--- Aim of the exercise ---
Go through the records underneath and count the lines that include the string "React". Give nothing but the number.

Data items
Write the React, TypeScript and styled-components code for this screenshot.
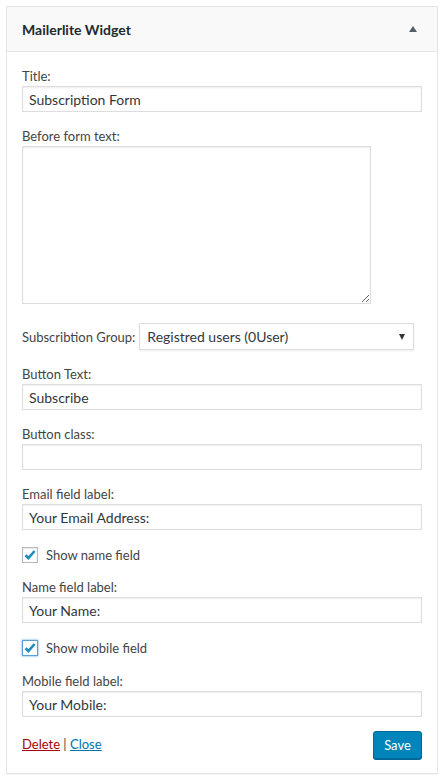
import React from "react";
import styled, { createGlobalStyle } from "styled-components";

const GlobalStyle = createGlobalStyle`
  html, body {
    margin: 0;
    padding: 0;
    background: #ffffff;
  }
  body {
    font-family: Lato, "Open Sans", "Liberation Sans", sans-serif;
    color: #444;
  }
`;

const Page = styled.div`
  padding: 6px 6px 8px 6px;
`;

const Widget = styled.div`
  border: 1px solid #e5e5e5;
  background: #fff;
  box-shadow: 0 1px 1px rgba(0, 0, 0, 0.04);
`;

const Header = styled.div`
  height: 44px;
  background: #f9f9f9;
  border-bottom: 1px solid #e5e5e5;
  display: flex;
  align-items: center;
  justify-content: space-between;
  padding: 0 20px 0 15px;
`;

const HeaderTitle = styled.h3`
  margin: 0;
  font-size: 14px;
  font-weight: 700;
  color: #23282d;
`;

const Arrow = styled.span`
  width: 0;
  height: 0;
  border-left: 4px solid transparent;
  border-right: 4px solid transparent;
  border-bottom: 6px solid #555d66;
`;

const Body = styled.div`
  padding: 15px 15px 14px 15px;
  display: flex;
  flex-direction: column;
  gap: 15px;
`;

const Field = styled.div`
  display: flex;
  flex-direction: column;
  gap: 1px;
`;

const Label = styled.label`
  font-size: 13px;
  line-height: 18px;
  color: #444;
`;

const TextInput = styled.input`
  box-sizing: border-box;
  width: 100%;
  height: 26px;
  margin: 0;
  padding: 0 6px;
  border: 1px solid #ddd;
  box-shadow: inset 0 1px 2px rgba(0, 0, 0, 0.07);
  font-family: inherit;
  font-size: 14px;
  color: #32373c;
  background: #fff;
  outline: none;
`;

const TextArea = styled.textarea`
  box-sizing: border-box;
  width: 349px;
  height: 158px;
  margin: 0;
  border: 1px solid #ddd;
  box-shadow: inset 0 1px 2px rgba(0, 0, 0, 0.07);
  font-family: inherit;
  font-size: 14px;
  outline: none;
  display: block;
`;

const SelectRow = styled.div`
  display: flex;
  align-items: center;
  gap: 4px;
  margin-top: 4px;
`;

const SelectWrap = styled.div`
  position: relative;
  width: 275px;
  height: 27px;

  &::after {
    content: "";
    position: absolute;
    right: 9px;
    top: 11px;
    border-left: 3.5px solid transparent;
    border-right: 3.5px solid transparent;
    border-top: 6px solid #32373c;
    pointer-events: none;
  }
`;

const Select = styled.select`
  appearance: none;
  box-sizing: border-box;
  width: 100%;
  height: 27px;
  margin: 0;
  padding: 0 7px;
  border: 1px solid #ddd;
  box-shadow: 0 1px 2px rgba(0, 0, 0, 0.07);
  background: #fff;
  font-family: inherit;
  font-size: 14px;
  color: #32373c;
  outline: none;
`;

const CheckRow = styled.label<{ $extra?: number }>`
  display: flex;
  align-items: center;
  gap: 8px;
  font-size: 13px;
  line-height: 16px;
  color: #444;
  margin-top: 2px;
  margin-bottom: ${({ $extra }) => $extra ?? 0}px;
`;

const Box = styled.span<{ $focused?: boolean }>`
  box-sizing: border-box;
  width: 16px;
  height: 16px;
  border: 1px solid ${({ $focused }) => ($focused ? "#5b9dd9" : "#b4b9be")};
  box-shadow: ${({ $focused }) =>
    $focused
      ? "0 0 2px rgba(30, 140, 190, 0.8)"
      : "inset 0 1px 2px rgba(0, 0, 0, 0.1)"};
  background: #fff;
  display: flex;
  align-items: center;
  justify-content: center;
`;

const Footer = styled.div`
  display: flex;
  justify-content: space-between;
  align-items: flex-start;
  margin-top: -1px;
`;

const Links = styled.div`
  font-size: 13px;
  line-height: 18px;
  color: #444;
  padding-top: 4px;
`;

const Link = styled.a<{ $danger?: boolean }>`
  color: ${({ $danger }) => ($danger ? "#a00" : "#0073aa")};
  text-decoration: underline;
  cursor: pointer;
`;

const SaveButton = styled.button`
  box-sizing: border-box;
  width: 49px;
  height: 28px;
  margin: 0;
  padding: 0;
  border: 1px solid #006799;
  border-radius: 3px;
  background: #0085ba;
  box-shadow: 0 1px 0 #006799;
  color: #fff;
  font-family: inherit;
  font-size: 13px;
  cursor: pointer;
`;

const Check = () => (
  <svg width="14" height="14" viewBox="0 0 14 14">
    <path
      d="M2.5 7.2 L5.4 10 L11.6 3"
      fill="none"
      stroke="#1e8cbe"
      strokeWidth="2.6"
      strokeLinecap="butt"
    />
  </svg>
);

const TextField: React.FC<{ label: string; value?: string }> = ({ label, value }) => (
  <Field>
    <Label>{label}</Label>
    <TextInput type="text" defaultValue={value ?? ""} />
  </Field>
);

export default function App() {
  return (
    <Page>
      <GlobalStyle />
      <Widget>
        <Header>
          <HeaderTitle>Mailerlite Widget</HeaderTitle>
          <Arrow />
        </Header>
        <Body>
          <TextField label="Title:" value="Subscription Form" />
          <Field>
            <Label>Before form text:</Label>
            <TextArea />
          </Field>
          <SelectRow>
            <Label>Subscribtion Group:</Label>
            <SelectWrap>
              <Select defaultValue="reg">
                <option value="reg">Registred users (0User)</option>
              </Select>
            </SelectWrap>
          </SelectRow>
          <TextField label="Button Text:" value="Subscribe" />
          <TextField label="Button class:" />
          <TextField label="Email field label:" value="Your Email Address:" />
          <CheckRow>
            <Box>
              <Check />
            </Box>
            Show name field
          </CheckRow>
          <TextField label="Name field label:" value="Your Name:" />
          <CheckRow $extra={1}>
            <Box $focused>
              <Check />
            </Box>
            Show mobile field
          </CheckRow>
          <TextField label="Mobile field label:" value="Your Mobile:" />
          <Footer>
            <Links>
              <Link $danger>Delete</Link> | <Link>Close</Link>
            </Links>
            <SaveButton>Save</SaveButton>
          </Footer>
        </Body>
      </Widget>
    </Page>
  );
}
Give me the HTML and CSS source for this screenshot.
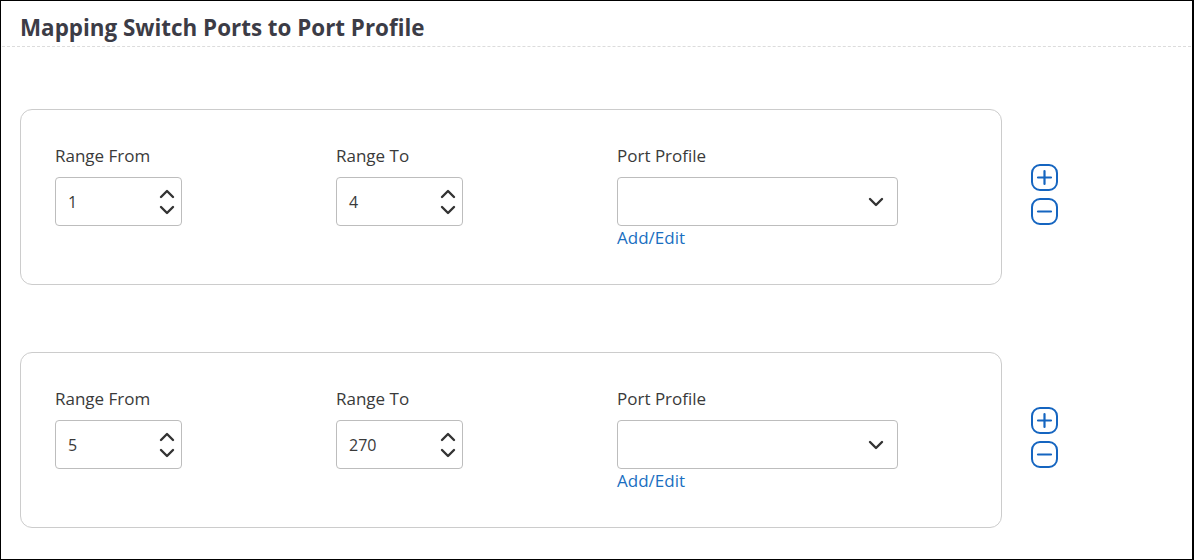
FILE: index.html
```html
<!DOCTYPE html>
<html>
<head>
<meta charset="utf-8">
<link rel="stylesheet" href="styles.css">
</head>
<body>
<div class="frame">
  <div class="header"><h1 class="title">Mapping Switch Ports to Port Profile</h1></div>
  <div class="rows">
    <div class="row">
      <div class="card">
        <div class="field">
          <div class="label">Range From</div>
          <div class="num"><span class="val">1</span>
            <svg class="spin" width="16" height="30" viewBox="0 0 16 30"><path d="M2 10 L8 4 L14 10" /><path d="M2 20 L8 26 L14 20" /></svg>
          </div>
        </div>
        <div class="field">
          <div class="label">Range To</div>
          <div class="num"><span class="val">4</span>
            <svg class="spin" width="16" height="30" viewBox="0 0 16 30"><path d="M2 10 L8 4 L14 10" /><path d="M2 20 L8 26 L14 20" /></svg>
          </div>
        </div>
        <div class="field">
          <div class="label">Port Profile</div>
          <div class="select">
            <svg class="chev" width="16" height="10" viewBox="0 0 16 10"><path d="M2 2 L8 8 L14 2" /></svg>
          </div>
          <a class="link">Add/Edit</a>
        </div>
      </div>
      <div class="actions">
        <svg class="btn" width="27" height="27" viewBox="0 0 27 27"><rect x="1" y="1" width="25" height="25" rx="8"/><path d="M13.5 7 V20 M7 13.5 H20"/></svg>
        <svg class="btn" width="27" height="27" viewBox="0 0 27 27"><rect x="1" y="1" width="25" height="25" rx="8"/><path d="M7 13.5 H20"/></svg>
      </div>
    </div>
    <div class="row">
      <div class="card">
        <div class="field">
          <div class="label">Range From</div>
          <div class="num"><span class="val">5</span>
            <svg class="spin" width="16" height="30" viewBox="0 0 16 30"><path d="M2 10 L8 4 L14 10" /><path d="M2 20 L8 26 L14 20" /></svg>
          </div>
        </div>
        <div class="field">
          <div class="label">Range To</div>
          <div class="num"><span class="val">270</span>
            <svg class="spin" width="16" height="30" viewBox="0 0 16 30"><path d="M2 10 L8 4 L14 10" /><path d="M2 20 L8 26 L14 20" /></svg>
          </div>
        </div>
        <div class="field">
          <div class="label">Port Profile</div>
          <div class="select">
            <svg class="chev" width="16" height="10" viewBox="0 0 16 10"><path d="M2 2 L8 8 L14 2" /></svg>
          </div>
          <a class="link">Add/Edit</a>
        </div>
      </div>
      <div class="actions">
        <svg class="btn" width="27" height="27" viewBox="0 0 27 27"><rect x="1" y="1" width="25" height="25" rx="8"/><path d="M13.5 7 V20 M7 13.5 H20"/></svg>
        <svg class="btn" width="27" height="27" viewBox="0 0 27 27"><rect x="1" y="1" width="25" height="25" rx="8"/><path d="M7 13.5 H20"/></svg>
      </div>
    </div>
  </div>
</div>
</body>
</html>
```

FILE: styles.css
```css
* { box-sizing: border-box; }
html, body { margin: 0; padding: 0; background: #fff; }
body { font-family: "Open Sans", "Noto Sans", sans-serif; color: #333; }
.frame {
  width: 1194px;
  height: 560px;
  border: 1px solid #000;
  border-right-width: 2px;
  overflow: hidden;
}
.header {
  padding: 12px 0 0 18px;
  height: 46px;
  border-bottom: 1px dashed #dcdcdc;
  margin: 0 1px;
}
.title {
  margin: 0;
  font-size: 22.4px;
  line-height: 30px;
  font-weight: 700;
  color: #3c3c46;
}
.rows {
  padding: 62px 0 0 19px;
  display: flex;
  flex-direction: column;
  gap: 67px;
}
.row {
  display: flex;
  align-items: center;
  gap: 30px;
}
.card {
  width: 982px;
  height: 176px;
  border: 1px solid #cccccc;
  border-radius: 12px;
  padding: 35px 0 0 34px;
  display: flex;
}
.field { width: 281px; display: flex; flex-direction: column; align-items: flex-start; }
.label {
  font-size: 17px;
  line-height: 22px;
  color: #3a3a3a;
  margin-bottom: 10px;
}
.num {
  width: 127px;
  height: 49px;
  border: 1px solid #bdbdbd;
  border-radius: 4px;
  display: flex;
  align-items: center;
  justify-content: space-between;
  padding: 0 6px 0 12px;
}
.val { font-size: 16px; color: #3a3a3a; }
.spin path, .chev path { fill: none; stroke: #333; stroke-width: 2.4; stroke-linecap: round; stroke-linejoin: round; }
.select {
  width: 281px;
  height: 49px;
  border: 1px solid #bdbdbd;
  border-radius: 4px;
  display: flex;
  align-items: center;
  justify-content: flex-end;
  padding-right: 13px;
}
.link {
  font-size: 17px;
  line-height: 22px;
  color: #1a6fc1;
  margin-top: 1px;
}
.actions {
  display: flex;
  flex-direction: column;
  gap: 7px;
  margin-top: -6px;
  margin-left: -1px;
}
.btn { display: block; }
.btn rect { fill: none; stroke: #1565c0; stroke-width: 2; }
.btn path { fill: none; stroke: #1565c0; stroke-width: 2.2; stroke-linecap: round; }
```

--- Exercise response ---
3